BRIEF:
Reproduce all the material exactly, minus any pictures it holds.

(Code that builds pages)
#####
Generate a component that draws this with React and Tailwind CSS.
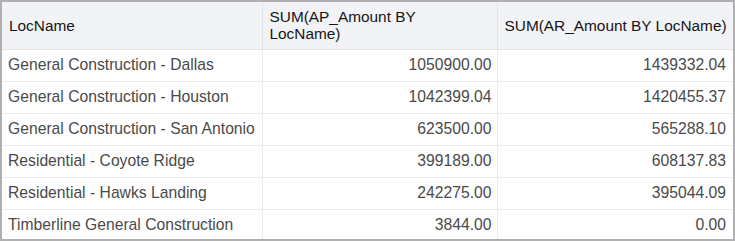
import React from "react";

const rows = [
  ["General Construction - Dallas", "1050900.00", "1439332.04"],
  ["General Construction - Houston", "1042399.04", "1420455.37"],
  ["General Construction - San Antonio", "623500.00", "565288.10"],
  ["Residential - Coyote Ridge", "399189.00", "608137.83"],
  ["Residential - Hawks Landing", "242275.00", "395044.09"],
  ["Timberline General Construction", "3844.00", "0.00"],
];

export default function App() {
  return (
    <div className="w-[735px] h-[241px] bg-white border-2 border-[#b0b0b0] overflow-hidden" style={{ fontFamily: '"Liberation Sans", Arial, sans-serif' }}>
      <table className="w-full border-collapse table-fixed text-[15.7px]">
        <colgroup>
          <col className="w-[260px]" />
          <col className="w-[235px]" />
          <col />
        </colgroup>
        <thead>
          <tr className="bg-[#f1f3f6] h-[47px] text-[15.4px]">
            <th className="text-left font-normal text-[#161616] px-[7px] leading-[17px] align-middle border-b border-[#e3e5e8]">LocName</th>
            <th className="text-left font-normal text-[#161616] px-[7px] leading-[17px] align-middle border-b border-l border-[#e3e5e8]">SUM(AP_Amount BY<br />LocName)</th>
            <th className="text-left font-normal text-[#161616] pl-[7px] pr-[4px] leading-[17px] align-middle border-b border-l border-[#e3e5e8] whitespace-nowrap">SUM(AR_Amount BY LocName)</th>
          </tr>
        </thead>
        <tbody>
          {rows.map((r, i) => (
            <tr key={i} className="h-[32px]">
              <td className="text-left text-[#4a4a4a] px-[6px] border-b border-[#ebedf0] whitespace-nowrap">{r[0]}</td>
              <td className="text-right text-[#4a4a4a] pl-[7px] pr-[5px] border-b border-l border-[#ebedf0]">{r[1]}</td>
              <td className="text-right text-[#4a4a4a] px-[7px] border-b border-l border-[#ebedf0]">{r[2]}</td>
            </tr>
          ))}
        </tbody>
      </table>
    </div>
  );
}
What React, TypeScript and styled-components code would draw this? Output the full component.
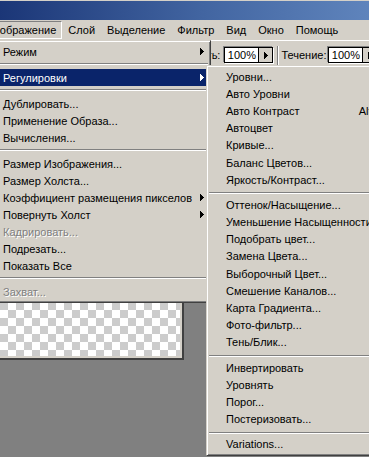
#####
SOLUTION TO THIS EXERCISE:
Generate a component that draws this with React and Tailwind CSS.
import React from "react";

const rows = [
  ["General Construction - Dallas", "1050900.00", "1439332.04"],
  ["General Construction - Houston", "1042399.04", "1420455.37"],
  ["General Construction - San Antonio", "623500.00", "565288.10"],
  ["Residential - Coyote Ridge", "399189.00", "608137.83"],
  ["Residential - Hawks Landing", "242275.00", "395044.09"],
  ["Timberline General Construction", "3844.00", "0.00"],
];

export default function App() {
  return (
    <div className="w-[735px] h-[241px] bg-white border-2 border-[#b0b0b0] overflow-hidden" style={{ fontFamily: '"Liberation Sans", Arial, sans-serif' }}>
      <table className="w-full border-collapse table-fixed text-[15.7px]">
        <colgroup>
          <col className="w-[260px]" />
          <col className="w-[235px]" />
          <col />
        </colgroup>
        <thead>
          <tr className="bg-[#f1f3f6] h-[47px] text-[15.4px]">
            <th className="text-left font-normal text-[#161616] px-[7px] leading-[17px] align-middle border-b border-[#e3e5e8]">LocName</th>
            <th className="text-left font-normal text-[#161616] px-[7px] leading-[17px] align-middle border-b border-l border-[#e3e5e8]">SUM(AP_Amount BY<br />LocName)</th>
            <th className="text-left font-normal text-[#161616] pl-[7px] pr-[4px] leading-[17px] align-middle border-b border-l border-[#e3e5e8] whitespace-nowrap">SUM(AR_Amount BY LocName)</th>
          </tr>
        </thead>
        <tbody>
          {rows.map((r, i) => (
            <tr key={i} className="h-[32px]">
              <td className="text-left text-[#4a4a4a] px-[6px] border-b border-[#ebedf0] whitespace-nowrap">{r[0]}</td>
              <td className="text-right text-[#4a4a4a] pl-[7px] pr-[5px] border-b border-l border-[#ebedf0]">{r[1]}</td>
              <td className="text-right text-[#4a4a4a] px-[7px] border-b border-l border-[#ebedf0]">{r[2]}</td>
            </tr>
          ))}
        </tbody>
      </table>
    </div>
  );
}
What React, TypeScript and styled-components code would draw this? Output the full component.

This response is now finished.